Nous conservons l’original de cette lettre.

Si Nonotte a ses censeurs, il a aussi des gens de bon goût pour partisans. M. de Voltaire a reçu une lettre datée de Hennebon en Bretagne, le 18 novembre 1766, signée le chevalier Brûlé. Il a bien voulu nous la communiquer ; la voici : elle est en beaux vers.

L’orgueil du philosophe avait bercé Voltaire
Dans la flatteuse idée, mais par trop téméraire,
De mériter un nom par-dessus tous les noms.
Le voilà bien déchu de sa présomption ;
David avec sa fronde a terrassé Goliath.

Et puis qu’on dise qu’il n’y a plus de Welches en France. Le chevalier de Brûlé est apparemment un disciple de Nonotte. Les jésuites n’élevaient-ils pas bien la jeunesse ?

PETITE DIGRESSION
Qui contient une réflexion utile sur une partie des vingt-deux honnêtetés précédentes.

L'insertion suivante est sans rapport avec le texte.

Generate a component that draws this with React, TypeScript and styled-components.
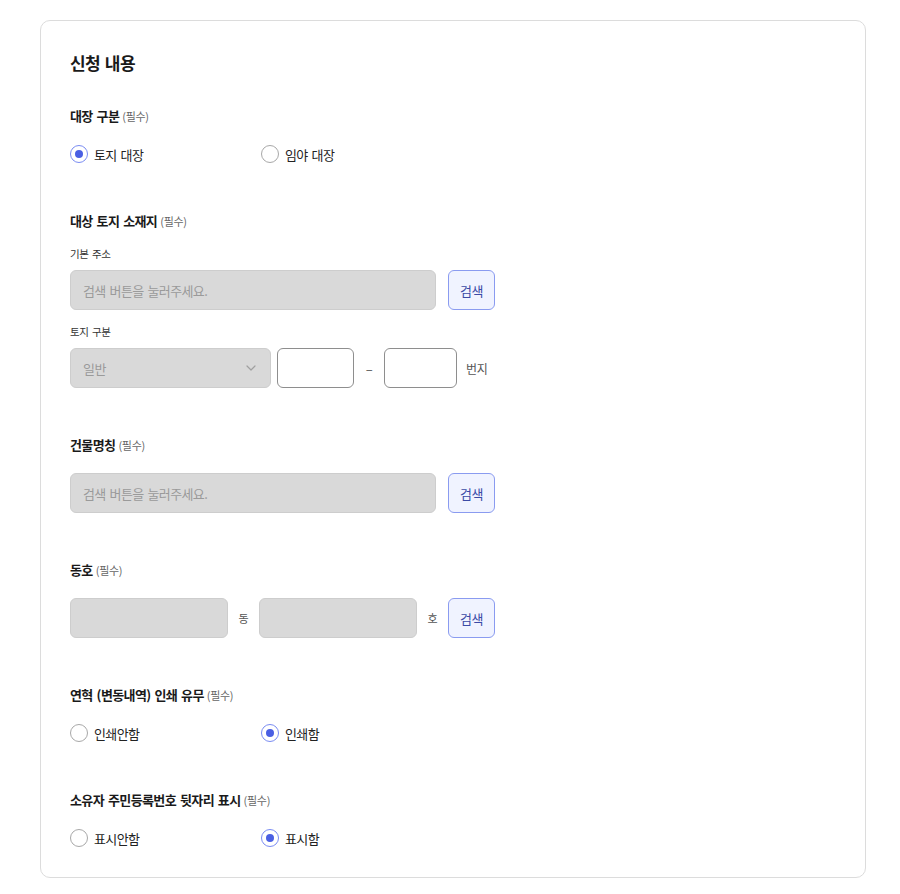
import React, { useState } from "react";
import styled, { createGlobalStyle } from "styled-components";

const GlobalStyle = createGlobalStyle`
  html, body { margin: 0; padding: 0; background: #ffffff; }
  body {
    font-family: "Noto Sans CJK KR", "Noto Sans", sans-serif;
    color: #222222;
    word-spacing: 1.5px;
    -webkit-font-smoothing: antialiased;
  }
  * { box-sizing: border-box; }
`;

const Page = styled.div`
  padding: 20px 0 16px 40px;
`;

const Card = styled.section`
  width: 826px;
  border: 1px solid #dcdcdc;
  border-radius: 10px;
  padding: 29px;
  display: flex;
  flex-direction: column;
`;

const Title = styled.h2`
  margin: 0;
  font-size: 17px;
  line-height: 26px;
  font-weight: 700;
  letter-spacing: -0.6px;
  color: #1a1a1a;
`;

const Section = styled.div<{ $first?: boolean }>`
  display: flex;
  flex-direction: column;
  gap: 18px;
  margin-top: ${(p) => (p.$first ? "30px" : "47px")};
`;

const SectionLabel = styled.div`
  font-size: 13px;
  line-height: 20px;
  font-weight: 700;
  letter-spacing: -0.6px;
  color: #1a1a1a;
`;

const Required = styled.span`
  font-size: 11px;
  font-weight: 400;
  color: #666666;
  letter-spacing: -0.3px;
  margin-left: 3px;
`;

const FieldStack = styled.div`
  display: flex;
  flex-direction: column;
  gap: 14px;
  margin-top: -3px;
`;

const Field = styled.div`
  display: flex;
  flex-direction: column;
  gap: 8px;
`;

const SubLabel = styled.div`
  font-size: 10.5px;
  line-height: 16px;
  letter-spacing: -0.4px;
  color: #333333;
`;

const Row = styled.div`
  display: flex;
  align-items: center;
`;

const TextBox = styled.input<{ $w: number; $disabled?: boolean; $ml?: number }>`
  width: ${(p) => p.$w}px;
  height: 40px;
  margin: 0 0 0 ${(p) => p.$ml ?? 0}px;
  border-radius: 6px;
  border: 1px solid ${(p) => (p.$disabled ? "#cdcdcd" : "#8e8e8e")};
  background: ${(p) => (p.$disabled ? "#d9d9d9" : "#ffffff")};
  padding: 0 12px;
  font-family: inherit;
  font-size: 13px;
  letter-spacing: -0.6px;
  word-spacing: 1.5px;
  color: #222222;
  outline: none;
  &::placeholder { color: #9a9a9a; }
`;

const SelectBox = styled.div<{ $w: number }>`
  width: ${(p) => p.$w}px;
  height: 40px;
  border-radius: 6px;
  border: 1px solid #cdcdcd;
  background: #d9d9d9;
  padding: 0 14px 0 12px;
  display: flex;
  align-items: center;
  justify-content: space-between;
  font-size: 13px;
  letter-spacing: -0.5px;
  color: #9a9a9a;
`;

const SearchButton = styled.button<{ $ml?: number }>`
  width: 47px;
  height: 40px;
  margin-left: ${(p) => p.$ml ?? 0}px;
  border-radius: 6px;
  border: 1px solid #8a9bf0;
  background: #f0f3ff;
  color: #3b4ba6;
  font-family: inherit;
  font-size: 13px;
  letter-spacing: -0.5px;
  padding: 0;
  cursor: pointer;
`;

const Unit = styled.span<{ $w: number; $size?: number; $align?: string; $pl?: number }>`
  width: ${(p) => p.$w}px;
  padding-left: ${(p) => p.$pl ?? 0}px;
  text-align: ${(p) => p.$align ?? "center"};
  font-size: ${(p) => p.$size ?? 11}px;
  letter-spacing: -0.3px;
  color: #555555;
`;

const RadioGroup = styled.div`
  display: grid;
  grid-template-columns: 191px auto;
  align-items: center;
`;

const RadioItem = styled.label`
  display: flex;
  align-items: center;
  height: 20px;
  cursor: pointer;
  font-size: 13px;
  letter-spacing: -0.6px;
  color: #222222;
`;

const HiddenInput = styled.input`
  position: absolute;
  opacity: 0;
  width: 0;
  height: 0;
  margin: 0;
`;

const Circle = styled.span<{ $on: boolean }>`
  width: 18px;
  height: 18px;
  border-radius: 50%;
  border: 1px solid ${(p) => (p.$on ? "#7a8cf2" : "#a8a8a8")};
  background: #ffffff;
  display: flex;
  align-items: center;
  justify-content: center;
  margin-right: 6px;
  flex-shrink: 0;
  &::after {
    content: "";
    width: 8px;
    height: 8px;
    border-radius: 50%;
    background: ${(p) => (p.$on ? "#4a5fe3" : "transparent")};
  }
`;

function Radios({ name, options, initial }: { name: string; options: string[]; initial: number }) {
  const [sel, setSel] = useState(initial);
  return (
    <RadioGroup>
      {options.map((o, i) => (
        <RadioItem key={o}>
          <HiddenInput type="radio" name={name} checked={sel === i} onChange={() => setSel(i)} />
          <Circle $on={sel === i} />
          {o}
        </RadioItem>
      ))}
    </RadioGroup>
  );
}

const Chevron = () => (
  <svg width="10" height="6" viewBox="0 0 10 6" fill="none">
    <path d="M1 1l4 4 4-4" stroke="#a0a0a0" strokeWidth="1.2" strokeLinecap="round" strokeLinejoin="round" />
  </svg>
);

export default function App() {
  return (
    <>
      <GlobalStyle />
      <Page>
        <Card>
          <Title>신청 내용</Title>

          <Section $first>
            <SectionLabel>
              대장 구분<Required>(필수)</Required>
            </SectionLabel>
            <Radios name="ledger" options={["토지 대장", "임야 대장"]} initial={0} />
          </Section>

          <Section>
            <SectionLabel>
              대상 토지 소재지<Required>(필수)</Required>
            </SectionLabel>
            <FieldStack>
              <Field>
                <SubLabel>기본 주소</SubLabel>
                <Row>
                  <TextBox $w={366} $disabled readOnly placeholder="검색 버튼을 눌러주세요." />
                  <SearchButton $ml={12}>검색</SearchButton>
                </Row>
              </Field>
              <Field>
                <SubLabel>토지 구분</SubLabel>
                <Row>
                  <SelectBox $w={201}>
                    일반
                    <Chevron />
                  </SelectBox>
                  <TextBox $w={77} $ml={6} />
                  <Unit $w={30} $size={13}>–</Unit>
                  <TextBox $w={73} />
                  <Unit $w={40} $size={12} $align="left" $pl={9}>번지</Unit>
                </Row>
              </Field>
            </FieldStack>
          </Section>

          <Section>
            <SectionLabel>
              건물명칭<Required>(필수)</Required>
            </SectionLabel>
            <Row>
              <TextBox $w={366} $disabled readOnly placeholder="검색 버튼을 눌러주세요." />
              <SearchButton $ml={12}>검색</SearchButton>
            </Row>
          </Section>

          <Section>
            <SectionLabel>
              동호<Required>(필수)</Required>
            </SectionLabel>
            <Row>
              <TextBox $w={158} $disabled readOnly />
              <Unit $w={31}>동</Unit>
              <TextBox $w={158} $disabled readOnly />
              <Unit $w={31}>호</Unit>
              <SearchButton>검색</SearchButton>
            </Row>
          </Section>

          <Section>
            <SectionLabel>
              연혁 (변동내역) 인쇄 유무<Required>(필수)</Required>
            </SectionLabel>
            <Radios name="history" options={["인쇄안함", "인쇄함"]} initial={1} />
          </Section>

          <Section>
            <SectionLabel>
              소유자 주민등록번호 뒷자리 표시<Required>(필수)</Required>
            </SectionLabel>
            <Radios name="owner" options={["표시안함", "표시함"]} initial={1} />
          </Section>
        </Card>
      </Page>
    </>
  );
}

Quelle est la source de cette rage de tant de petits auteurs, ou ex-jésuites, ou convulsionnistes, ou précepteurs chassés, ou petits collets sans bénéfices, ou prieurs, ou argumentant en théologie, ou travaillant pour la comédie, ou étalant une boutique de feuilles, ou vendant des mandements et des sermons ? D’où vient qu’ils attaquent les premiers hommes de la littérature avec une fureur si folle ? Pourquoi appellent-ils toujours les Pascal

  1. L’ouvrage de Nonotte, qui ne parut que cinq ans après, est intitulé Dictionnaire philosophique de la religion : voyez l’Avertissement de Beuchot en tête du Dictionnaire philosophique, tome XVII, page x.